Code that builds pages
++++++++++

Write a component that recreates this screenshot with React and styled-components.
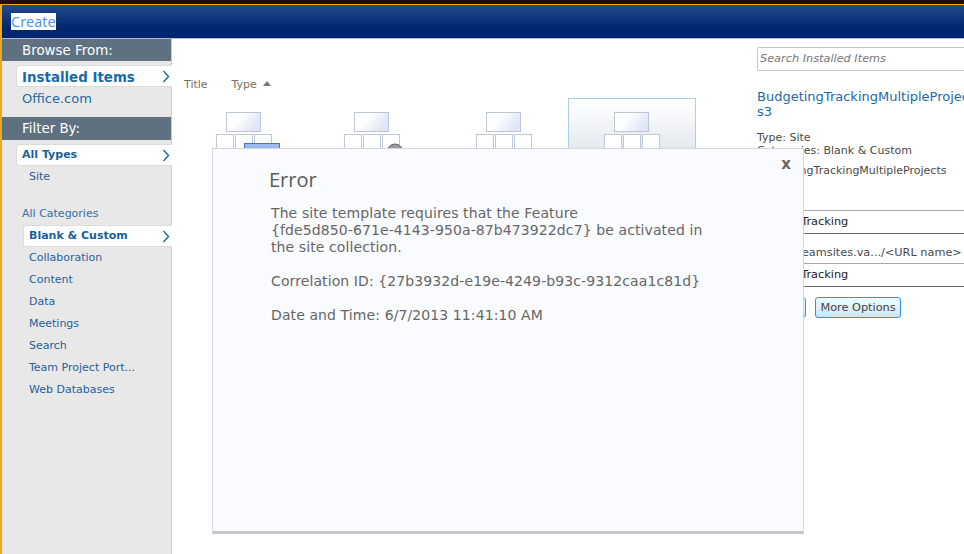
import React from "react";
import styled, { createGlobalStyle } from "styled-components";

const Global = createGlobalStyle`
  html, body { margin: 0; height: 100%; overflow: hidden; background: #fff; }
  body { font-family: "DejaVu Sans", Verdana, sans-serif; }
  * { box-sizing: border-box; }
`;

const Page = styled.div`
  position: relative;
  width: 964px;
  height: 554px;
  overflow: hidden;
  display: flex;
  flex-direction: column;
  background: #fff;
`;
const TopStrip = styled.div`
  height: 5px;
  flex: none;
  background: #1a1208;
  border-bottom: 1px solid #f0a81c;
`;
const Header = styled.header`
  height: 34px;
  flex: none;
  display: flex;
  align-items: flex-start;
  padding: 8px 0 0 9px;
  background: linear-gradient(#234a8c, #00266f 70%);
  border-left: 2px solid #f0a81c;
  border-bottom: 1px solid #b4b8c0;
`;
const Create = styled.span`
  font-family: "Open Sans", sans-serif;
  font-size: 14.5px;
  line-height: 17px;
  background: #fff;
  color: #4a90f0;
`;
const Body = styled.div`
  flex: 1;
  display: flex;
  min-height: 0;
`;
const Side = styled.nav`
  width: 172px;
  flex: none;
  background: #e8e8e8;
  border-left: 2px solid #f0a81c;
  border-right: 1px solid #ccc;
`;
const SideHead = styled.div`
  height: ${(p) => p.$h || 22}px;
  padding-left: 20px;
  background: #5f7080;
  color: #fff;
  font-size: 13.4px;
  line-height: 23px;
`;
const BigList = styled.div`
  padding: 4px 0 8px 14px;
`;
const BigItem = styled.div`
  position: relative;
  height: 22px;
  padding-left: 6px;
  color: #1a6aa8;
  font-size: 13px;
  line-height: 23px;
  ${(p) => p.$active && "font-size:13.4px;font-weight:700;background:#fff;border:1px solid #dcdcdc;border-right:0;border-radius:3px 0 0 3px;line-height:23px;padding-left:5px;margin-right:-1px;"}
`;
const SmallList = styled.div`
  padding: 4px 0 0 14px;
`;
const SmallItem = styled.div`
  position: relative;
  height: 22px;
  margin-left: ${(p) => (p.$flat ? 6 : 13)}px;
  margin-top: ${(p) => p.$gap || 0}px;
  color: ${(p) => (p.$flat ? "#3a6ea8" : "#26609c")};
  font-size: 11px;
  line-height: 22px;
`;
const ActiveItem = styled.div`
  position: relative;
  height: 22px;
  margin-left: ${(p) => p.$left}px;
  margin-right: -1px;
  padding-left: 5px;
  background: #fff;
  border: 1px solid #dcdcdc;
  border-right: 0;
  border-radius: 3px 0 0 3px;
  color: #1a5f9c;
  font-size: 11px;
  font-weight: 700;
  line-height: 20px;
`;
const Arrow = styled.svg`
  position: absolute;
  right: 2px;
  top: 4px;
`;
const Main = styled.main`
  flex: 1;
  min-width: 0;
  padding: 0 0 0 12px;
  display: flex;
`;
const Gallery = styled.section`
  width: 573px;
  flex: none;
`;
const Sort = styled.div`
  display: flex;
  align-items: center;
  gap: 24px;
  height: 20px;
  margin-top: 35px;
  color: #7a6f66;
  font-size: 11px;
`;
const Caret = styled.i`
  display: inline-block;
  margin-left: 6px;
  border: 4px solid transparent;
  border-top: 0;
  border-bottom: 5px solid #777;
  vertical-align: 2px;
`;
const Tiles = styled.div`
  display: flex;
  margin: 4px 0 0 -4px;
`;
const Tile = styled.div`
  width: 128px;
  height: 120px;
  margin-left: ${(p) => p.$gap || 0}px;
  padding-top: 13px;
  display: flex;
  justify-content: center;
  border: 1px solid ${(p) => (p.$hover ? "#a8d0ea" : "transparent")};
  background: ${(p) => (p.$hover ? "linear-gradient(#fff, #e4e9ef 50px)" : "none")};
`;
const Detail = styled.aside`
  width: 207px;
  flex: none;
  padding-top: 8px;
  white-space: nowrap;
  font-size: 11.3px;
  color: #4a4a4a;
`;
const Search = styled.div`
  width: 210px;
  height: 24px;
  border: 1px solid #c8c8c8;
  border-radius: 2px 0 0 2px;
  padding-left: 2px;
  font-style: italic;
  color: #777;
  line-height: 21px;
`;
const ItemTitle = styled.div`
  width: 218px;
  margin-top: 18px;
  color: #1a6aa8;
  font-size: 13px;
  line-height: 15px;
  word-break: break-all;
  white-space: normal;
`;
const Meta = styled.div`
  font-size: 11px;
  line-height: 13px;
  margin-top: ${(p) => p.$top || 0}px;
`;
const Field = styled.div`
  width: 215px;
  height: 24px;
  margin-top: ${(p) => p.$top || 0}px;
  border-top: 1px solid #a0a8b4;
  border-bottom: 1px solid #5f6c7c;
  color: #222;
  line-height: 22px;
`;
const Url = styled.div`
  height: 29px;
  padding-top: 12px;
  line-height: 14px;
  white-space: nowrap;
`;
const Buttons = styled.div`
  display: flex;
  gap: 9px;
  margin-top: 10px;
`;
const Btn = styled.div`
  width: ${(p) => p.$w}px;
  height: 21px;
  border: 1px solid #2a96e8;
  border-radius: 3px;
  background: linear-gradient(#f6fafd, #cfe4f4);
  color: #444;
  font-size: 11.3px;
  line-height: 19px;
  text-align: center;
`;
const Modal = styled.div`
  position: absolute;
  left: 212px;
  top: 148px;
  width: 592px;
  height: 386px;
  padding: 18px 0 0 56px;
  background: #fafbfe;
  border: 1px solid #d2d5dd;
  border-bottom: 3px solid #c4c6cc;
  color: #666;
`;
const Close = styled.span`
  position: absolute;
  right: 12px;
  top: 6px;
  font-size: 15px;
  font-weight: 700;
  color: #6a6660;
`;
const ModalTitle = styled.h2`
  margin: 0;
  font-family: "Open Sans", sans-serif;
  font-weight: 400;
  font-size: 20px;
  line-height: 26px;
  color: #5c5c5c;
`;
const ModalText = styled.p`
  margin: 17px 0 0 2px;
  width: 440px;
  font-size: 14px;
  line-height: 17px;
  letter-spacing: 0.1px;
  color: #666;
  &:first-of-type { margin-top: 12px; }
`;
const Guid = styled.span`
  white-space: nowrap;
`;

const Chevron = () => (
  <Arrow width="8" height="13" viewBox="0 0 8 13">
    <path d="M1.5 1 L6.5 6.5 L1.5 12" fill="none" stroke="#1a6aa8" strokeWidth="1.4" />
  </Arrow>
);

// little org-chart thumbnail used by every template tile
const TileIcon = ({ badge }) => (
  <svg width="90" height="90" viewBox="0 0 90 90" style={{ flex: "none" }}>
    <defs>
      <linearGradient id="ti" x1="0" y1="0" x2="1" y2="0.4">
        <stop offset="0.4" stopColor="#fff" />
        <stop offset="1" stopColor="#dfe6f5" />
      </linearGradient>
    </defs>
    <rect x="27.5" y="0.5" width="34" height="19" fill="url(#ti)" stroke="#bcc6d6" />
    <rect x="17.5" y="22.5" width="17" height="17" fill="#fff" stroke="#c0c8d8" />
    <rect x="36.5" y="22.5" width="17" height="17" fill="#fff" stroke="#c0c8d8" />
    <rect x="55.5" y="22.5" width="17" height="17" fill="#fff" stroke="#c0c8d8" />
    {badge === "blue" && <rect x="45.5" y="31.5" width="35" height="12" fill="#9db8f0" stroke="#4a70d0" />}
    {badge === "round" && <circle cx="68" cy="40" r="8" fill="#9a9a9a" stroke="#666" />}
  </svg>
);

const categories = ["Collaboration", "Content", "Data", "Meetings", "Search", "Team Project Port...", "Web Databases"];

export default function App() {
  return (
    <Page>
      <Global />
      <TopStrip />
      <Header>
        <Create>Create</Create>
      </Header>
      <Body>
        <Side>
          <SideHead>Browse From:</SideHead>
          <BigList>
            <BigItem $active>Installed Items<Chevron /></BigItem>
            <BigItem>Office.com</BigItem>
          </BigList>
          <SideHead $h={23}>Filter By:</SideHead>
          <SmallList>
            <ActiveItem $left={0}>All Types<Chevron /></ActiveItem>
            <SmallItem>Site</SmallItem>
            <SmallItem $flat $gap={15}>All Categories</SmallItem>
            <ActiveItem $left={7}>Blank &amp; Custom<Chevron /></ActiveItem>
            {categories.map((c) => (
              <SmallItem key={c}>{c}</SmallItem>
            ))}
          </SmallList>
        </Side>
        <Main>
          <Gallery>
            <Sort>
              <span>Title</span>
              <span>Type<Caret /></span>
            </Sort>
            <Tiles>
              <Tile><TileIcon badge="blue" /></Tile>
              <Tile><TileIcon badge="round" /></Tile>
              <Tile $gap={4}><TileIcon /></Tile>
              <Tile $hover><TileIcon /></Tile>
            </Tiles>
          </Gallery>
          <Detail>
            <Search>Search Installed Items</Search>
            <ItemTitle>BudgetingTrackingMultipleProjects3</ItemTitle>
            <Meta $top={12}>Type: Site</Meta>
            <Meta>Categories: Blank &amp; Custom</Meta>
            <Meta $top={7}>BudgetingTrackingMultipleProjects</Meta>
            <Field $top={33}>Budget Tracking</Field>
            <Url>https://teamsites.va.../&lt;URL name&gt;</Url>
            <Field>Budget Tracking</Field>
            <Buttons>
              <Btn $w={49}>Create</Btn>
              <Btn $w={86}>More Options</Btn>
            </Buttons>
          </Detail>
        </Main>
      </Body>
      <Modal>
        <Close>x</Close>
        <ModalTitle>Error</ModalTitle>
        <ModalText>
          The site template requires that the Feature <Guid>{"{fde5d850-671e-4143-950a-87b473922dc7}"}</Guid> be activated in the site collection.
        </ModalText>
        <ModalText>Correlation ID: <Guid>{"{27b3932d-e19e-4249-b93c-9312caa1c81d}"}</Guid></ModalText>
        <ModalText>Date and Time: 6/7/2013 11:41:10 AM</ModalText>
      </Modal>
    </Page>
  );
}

++++++++++

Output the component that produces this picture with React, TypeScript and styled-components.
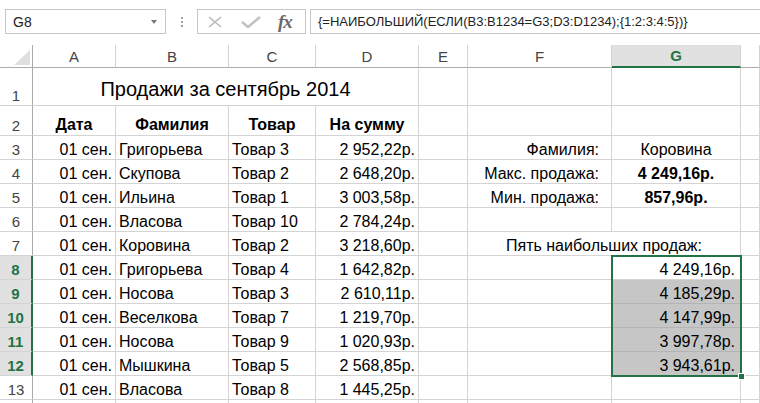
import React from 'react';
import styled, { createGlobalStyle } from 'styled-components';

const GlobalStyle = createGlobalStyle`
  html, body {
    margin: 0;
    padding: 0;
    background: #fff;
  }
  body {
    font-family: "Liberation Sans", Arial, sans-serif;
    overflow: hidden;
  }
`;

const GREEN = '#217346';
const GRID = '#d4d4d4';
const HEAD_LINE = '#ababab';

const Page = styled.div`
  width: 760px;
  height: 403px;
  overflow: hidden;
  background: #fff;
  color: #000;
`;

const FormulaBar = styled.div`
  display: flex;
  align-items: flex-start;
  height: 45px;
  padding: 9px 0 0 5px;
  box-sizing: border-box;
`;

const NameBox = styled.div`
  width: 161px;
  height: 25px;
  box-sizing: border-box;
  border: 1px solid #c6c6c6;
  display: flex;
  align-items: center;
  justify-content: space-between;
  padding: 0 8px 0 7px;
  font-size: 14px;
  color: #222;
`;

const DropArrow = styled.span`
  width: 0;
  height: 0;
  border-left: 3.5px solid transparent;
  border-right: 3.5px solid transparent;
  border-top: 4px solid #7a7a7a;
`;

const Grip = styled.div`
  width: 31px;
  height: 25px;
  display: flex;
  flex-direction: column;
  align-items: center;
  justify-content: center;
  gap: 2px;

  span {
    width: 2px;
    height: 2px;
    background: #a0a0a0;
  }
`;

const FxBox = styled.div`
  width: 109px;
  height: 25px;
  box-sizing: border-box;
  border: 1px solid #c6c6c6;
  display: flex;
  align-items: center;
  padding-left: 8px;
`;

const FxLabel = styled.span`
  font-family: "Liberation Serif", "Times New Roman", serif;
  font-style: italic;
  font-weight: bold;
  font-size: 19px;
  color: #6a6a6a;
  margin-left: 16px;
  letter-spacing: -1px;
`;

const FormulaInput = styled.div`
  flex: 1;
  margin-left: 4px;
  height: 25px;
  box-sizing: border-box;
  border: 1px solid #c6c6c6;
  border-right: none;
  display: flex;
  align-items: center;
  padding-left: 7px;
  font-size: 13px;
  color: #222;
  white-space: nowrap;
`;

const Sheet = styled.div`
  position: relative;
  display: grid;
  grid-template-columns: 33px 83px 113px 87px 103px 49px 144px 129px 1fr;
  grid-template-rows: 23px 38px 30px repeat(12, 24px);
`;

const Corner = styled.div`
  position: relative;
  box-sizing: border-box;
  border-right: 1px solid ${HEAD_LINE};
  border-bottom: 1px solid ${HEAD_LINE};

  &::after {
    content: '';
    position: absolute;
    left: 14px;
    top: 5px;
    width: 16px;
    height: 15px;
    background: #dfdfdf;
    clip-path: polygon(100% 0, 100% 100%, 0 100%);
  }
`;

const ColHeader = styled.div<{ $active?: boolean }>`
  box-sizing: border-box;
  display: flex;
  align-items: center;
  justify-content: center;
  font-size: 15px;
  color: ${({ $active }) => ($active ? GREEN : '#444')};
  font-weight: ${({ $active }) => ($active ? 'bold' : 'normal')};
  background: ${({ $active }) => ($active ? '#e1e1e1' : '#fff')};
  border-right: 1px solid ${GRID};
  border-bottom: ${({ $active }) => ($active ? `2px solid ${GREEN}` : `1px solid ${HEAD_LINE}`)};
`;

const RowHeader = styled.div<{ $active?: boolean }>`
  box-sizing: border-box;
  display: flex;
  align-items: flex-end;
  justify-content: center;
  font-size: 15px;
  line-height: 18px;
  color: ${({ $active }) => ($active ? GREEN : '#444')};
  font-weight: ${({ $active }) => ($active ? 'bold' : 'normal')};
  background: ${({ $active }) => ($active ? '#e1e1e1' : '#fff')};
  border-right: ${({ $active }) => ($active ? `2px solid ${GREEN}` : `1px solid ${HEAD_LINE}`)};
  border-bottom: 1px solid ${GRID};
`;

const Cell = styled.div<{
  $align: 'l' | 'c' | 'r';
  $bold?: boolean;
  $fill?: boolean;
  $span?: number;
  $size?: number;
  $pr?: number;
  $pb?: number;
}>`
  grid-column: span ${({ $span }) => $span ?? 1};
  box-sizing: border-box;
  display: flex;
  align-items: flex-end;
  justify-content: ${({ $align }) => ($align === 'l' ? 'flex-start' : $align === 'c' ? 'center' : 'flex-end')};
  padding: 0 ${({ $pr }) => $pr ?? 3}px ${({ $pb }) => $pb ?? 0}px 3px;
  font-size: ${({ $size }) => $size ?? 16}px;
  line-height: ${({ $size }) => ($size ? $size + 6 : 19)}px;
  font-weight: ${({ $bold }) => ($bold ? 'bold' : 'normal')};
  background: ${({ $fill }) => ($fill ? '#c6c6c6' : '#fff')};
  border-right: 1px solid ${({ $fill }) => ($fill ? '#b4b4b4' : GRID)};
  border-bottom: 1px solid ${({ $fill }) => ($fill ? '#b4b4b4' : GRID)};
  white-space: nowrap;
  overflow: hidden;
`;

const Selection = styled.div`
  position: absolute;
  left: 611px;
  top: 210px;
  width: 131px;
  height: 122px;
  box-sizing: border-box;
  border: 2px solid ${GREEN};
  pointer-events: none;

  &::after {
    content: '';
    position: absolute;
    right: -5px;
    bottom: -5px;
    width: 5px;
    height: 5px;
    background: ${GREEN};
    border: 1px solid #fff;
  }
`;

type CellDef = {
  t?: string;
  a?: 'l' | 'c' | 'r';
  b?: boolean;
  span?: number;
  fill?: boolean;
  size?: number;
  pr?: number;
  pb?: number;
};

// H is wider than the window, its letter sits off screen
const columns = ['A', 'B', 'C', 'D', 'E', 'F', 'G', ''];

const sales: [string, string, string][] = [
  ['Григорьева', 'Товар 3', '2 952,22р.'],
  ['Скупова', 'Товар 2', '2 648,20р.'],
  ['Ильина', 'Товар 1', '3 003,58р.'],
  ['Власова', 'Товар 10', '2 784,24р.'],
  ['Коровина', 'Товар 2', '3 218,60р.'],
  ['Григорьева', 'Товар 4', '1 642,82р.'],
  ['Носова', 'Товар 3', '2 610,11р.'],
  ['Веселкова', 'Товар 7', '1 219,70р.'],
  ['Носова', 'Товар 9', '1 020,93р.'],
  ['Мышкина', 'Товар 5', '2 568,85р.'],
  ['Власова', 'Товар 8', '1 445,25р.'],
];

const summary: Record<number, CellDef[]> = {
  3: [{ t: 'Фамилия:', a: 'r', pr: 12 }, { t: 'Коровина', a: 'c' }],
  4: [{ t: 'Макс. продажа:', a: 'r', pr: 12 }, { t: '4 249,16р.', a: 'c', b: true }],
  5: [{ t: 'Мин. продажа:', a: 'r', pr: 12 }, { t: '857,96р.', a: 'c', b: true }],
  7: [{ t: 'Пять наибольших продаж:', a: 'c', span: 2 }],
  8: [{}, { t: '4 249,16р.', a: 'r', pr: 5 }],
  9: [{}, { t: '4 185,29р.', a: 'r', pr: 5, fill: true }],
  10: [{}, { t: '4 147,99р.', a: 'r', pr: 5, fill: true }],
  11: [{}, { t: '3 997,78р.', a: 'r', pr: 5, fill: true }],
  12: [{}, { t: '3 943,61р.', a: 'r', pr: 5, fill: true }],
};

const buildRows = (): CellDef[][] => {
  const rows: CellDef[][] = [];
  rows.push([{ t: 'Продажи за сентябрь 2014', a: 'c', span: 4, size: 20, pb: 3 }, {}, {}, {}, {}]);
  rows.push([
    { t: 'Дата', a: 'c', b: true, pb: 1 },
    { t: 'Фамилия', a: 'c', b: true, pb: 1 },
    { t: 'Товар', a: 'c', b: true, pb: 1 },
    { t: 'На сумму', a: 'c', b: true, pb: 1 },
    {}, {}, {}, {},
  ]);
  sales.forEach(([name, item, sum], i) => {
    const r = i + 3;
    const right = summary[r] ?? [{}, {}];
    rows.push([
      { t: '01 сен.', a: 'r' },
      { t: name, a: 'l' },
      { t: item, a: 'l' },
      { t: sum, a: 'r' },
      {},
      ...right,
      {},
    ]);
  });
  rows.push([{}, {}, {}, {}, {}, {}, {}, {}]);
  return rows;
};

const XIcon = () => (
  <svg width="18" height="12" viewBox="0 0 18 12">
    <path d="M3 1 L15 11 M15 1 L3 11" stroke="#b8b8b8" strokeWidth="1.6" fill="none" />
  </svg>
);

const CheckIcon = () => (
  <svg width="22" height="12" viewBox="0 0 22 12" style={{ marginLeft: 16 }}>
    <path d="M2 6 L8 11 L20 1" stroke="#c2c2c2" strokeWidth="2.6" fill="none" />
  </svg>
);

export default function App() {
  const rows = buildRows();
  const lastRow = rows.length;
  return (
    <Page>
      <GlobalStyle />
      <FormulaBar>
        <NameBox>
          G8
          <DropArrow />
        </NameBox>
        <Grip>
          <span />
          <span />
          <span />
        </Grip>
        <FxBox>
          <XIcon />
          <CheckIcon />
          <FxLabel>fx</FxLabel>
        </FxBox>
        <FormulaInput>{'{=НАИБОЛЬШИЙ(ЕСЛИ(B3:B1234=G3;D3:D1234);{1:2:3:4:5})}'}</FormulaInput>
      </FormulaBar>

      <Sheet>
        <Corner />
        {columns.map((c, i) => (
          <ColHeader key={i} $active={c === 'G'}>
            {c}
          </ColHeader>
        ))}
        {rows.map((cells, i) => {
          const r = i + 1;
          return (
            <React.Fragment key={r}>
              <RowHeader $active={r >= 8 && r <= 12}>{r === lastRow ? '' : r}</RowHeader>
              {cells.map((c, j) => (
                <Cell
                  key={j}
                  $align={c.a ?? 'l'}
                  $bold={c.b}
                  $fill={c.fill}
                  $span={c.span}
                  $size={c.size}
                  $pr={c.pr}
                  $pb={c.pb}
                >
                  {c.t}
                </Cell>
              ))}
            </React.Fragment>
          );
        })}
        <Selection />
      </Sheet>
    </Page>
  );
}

++++++++++

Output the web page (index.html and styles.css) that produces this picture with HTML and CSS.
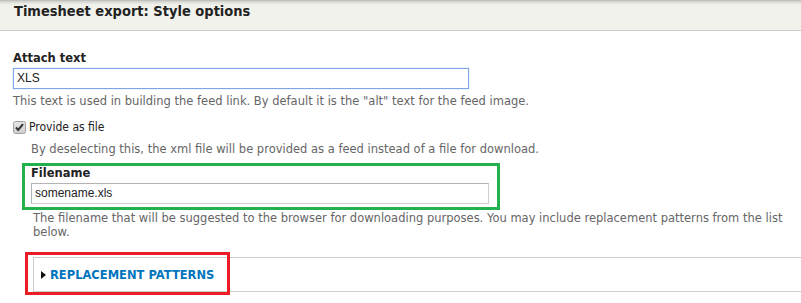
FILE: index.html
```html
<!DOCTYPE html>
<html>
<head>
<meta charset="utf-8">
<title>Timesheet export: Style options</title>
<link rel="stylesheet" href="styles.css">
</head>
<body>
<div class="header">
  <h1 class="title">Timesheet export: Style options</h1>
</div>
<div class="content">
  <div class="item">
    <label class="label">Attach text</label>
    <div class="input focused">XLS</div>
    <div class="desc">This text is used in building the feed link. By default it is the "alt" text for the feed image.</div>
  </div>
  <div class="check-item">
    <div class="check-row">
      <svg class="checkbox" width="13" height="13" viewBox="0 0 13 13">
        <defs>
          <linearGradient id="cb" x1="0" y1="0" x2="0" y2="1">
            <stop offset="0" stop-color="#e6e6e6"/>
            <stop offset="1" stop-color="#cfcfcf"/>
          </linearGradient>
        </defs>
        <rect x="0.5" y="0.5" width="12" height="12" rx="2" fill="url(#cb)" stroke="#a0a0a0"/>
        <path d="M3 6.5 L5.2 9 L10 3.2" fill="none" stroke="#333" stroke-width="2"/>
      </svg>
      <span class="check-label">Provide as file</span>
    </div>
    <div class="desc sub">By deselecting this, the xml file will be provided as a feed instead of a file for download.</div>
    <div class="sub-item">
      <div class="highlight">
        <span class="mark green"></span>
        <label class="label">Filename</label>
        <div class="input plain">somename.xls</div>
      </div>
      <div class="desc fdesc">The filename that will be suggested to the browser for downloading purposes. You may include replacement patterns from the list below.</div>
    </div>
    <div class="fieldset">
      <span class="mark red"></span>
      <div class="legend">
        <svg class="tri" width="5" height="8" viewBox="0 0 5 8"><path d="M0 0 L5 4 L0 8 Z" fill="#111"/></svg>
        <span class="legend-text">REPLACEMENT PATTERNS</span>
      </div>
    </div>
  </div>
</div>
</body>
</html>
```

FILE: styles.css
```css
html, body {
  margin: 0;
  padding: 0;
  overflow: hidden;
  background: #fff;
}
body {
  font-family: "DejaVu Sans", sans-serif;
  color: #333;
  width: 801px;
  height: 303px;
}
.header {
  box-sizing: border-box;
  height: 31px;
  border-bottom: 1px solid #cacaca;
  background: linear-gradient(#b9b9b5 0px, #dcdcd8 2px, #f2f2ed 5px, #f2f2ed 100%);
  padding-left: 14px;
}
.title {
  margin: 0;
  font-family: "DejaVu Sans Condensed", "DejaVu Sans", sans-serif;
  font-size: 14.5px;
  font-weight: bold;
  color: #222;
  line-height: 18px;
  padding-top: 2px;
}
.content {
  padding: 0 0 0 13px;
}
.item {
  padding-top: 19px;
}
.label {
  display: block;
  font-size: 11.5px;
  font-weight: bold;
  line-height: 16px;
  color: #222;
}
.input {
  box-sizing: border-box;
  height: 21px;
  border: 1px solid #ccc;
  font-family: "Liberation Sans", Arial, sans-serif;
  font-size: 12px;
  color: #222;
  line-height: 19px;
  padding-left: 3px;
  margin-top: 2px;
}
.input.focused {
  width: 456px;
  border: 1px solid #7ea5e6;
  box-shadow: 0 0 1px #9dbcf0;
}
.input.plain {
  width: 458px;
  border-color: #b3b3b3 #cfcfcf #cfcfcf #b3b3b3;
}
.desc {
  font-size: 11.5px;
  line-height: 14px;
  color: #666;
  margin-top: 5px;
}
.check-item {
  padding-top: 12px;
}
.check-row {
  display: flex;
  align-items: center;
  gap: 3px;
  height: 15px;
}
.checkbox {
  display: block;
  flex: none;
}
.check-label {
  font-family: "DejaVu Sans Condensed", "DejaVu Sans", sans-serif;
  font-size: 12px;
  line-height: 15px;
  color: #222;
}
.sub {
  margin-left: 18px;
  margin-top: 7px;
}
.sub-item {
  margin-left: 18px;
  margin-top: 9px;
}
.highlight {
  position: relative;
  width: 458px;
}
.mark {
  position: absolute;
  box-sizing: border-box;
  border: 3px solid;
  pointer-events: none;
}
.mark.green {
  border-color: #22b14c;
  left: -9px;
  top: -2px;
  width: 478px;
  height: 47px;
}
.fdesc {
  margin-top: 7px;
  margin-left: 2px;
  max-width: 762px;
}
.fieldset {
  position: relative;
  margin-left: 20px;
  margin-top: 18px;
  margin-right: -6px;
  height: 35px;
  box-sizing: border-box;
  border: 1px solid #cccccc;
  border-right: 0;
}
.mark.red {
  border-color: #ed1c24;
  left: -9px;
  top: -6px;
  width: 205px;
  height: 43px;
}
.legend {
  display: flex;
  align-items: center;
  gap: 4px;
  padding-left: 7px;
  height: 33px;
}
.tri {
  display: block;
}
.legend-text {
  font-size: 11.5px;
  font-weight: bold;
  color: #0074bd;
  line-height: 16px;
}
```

++++++++++

- **The request**: Within the listing above, extract exactly the lines that run from the one containing "Output the component" through the one containing "const HEAD_LINE = '#ababab';", excluding any pictures.

- **The result**:
Output the component that produces this picture with React, TypeScript and styled-components.
import React from 'react';
import styled, { createGlobalStyle } from 'styled-components';

const GlobalStyle = createGlobalStyle`
  html, body {
    margin: 0;
    padding: 0;
    background: #fff;
  }
  body {
    font-family: "Liberation Sans", Arial, sans-serif;
    overflow: hidden;
  }
`;

const GREEN = '#217346';
const GRID = '#d4d4d4';
const HEAD_LINE = '#ababab';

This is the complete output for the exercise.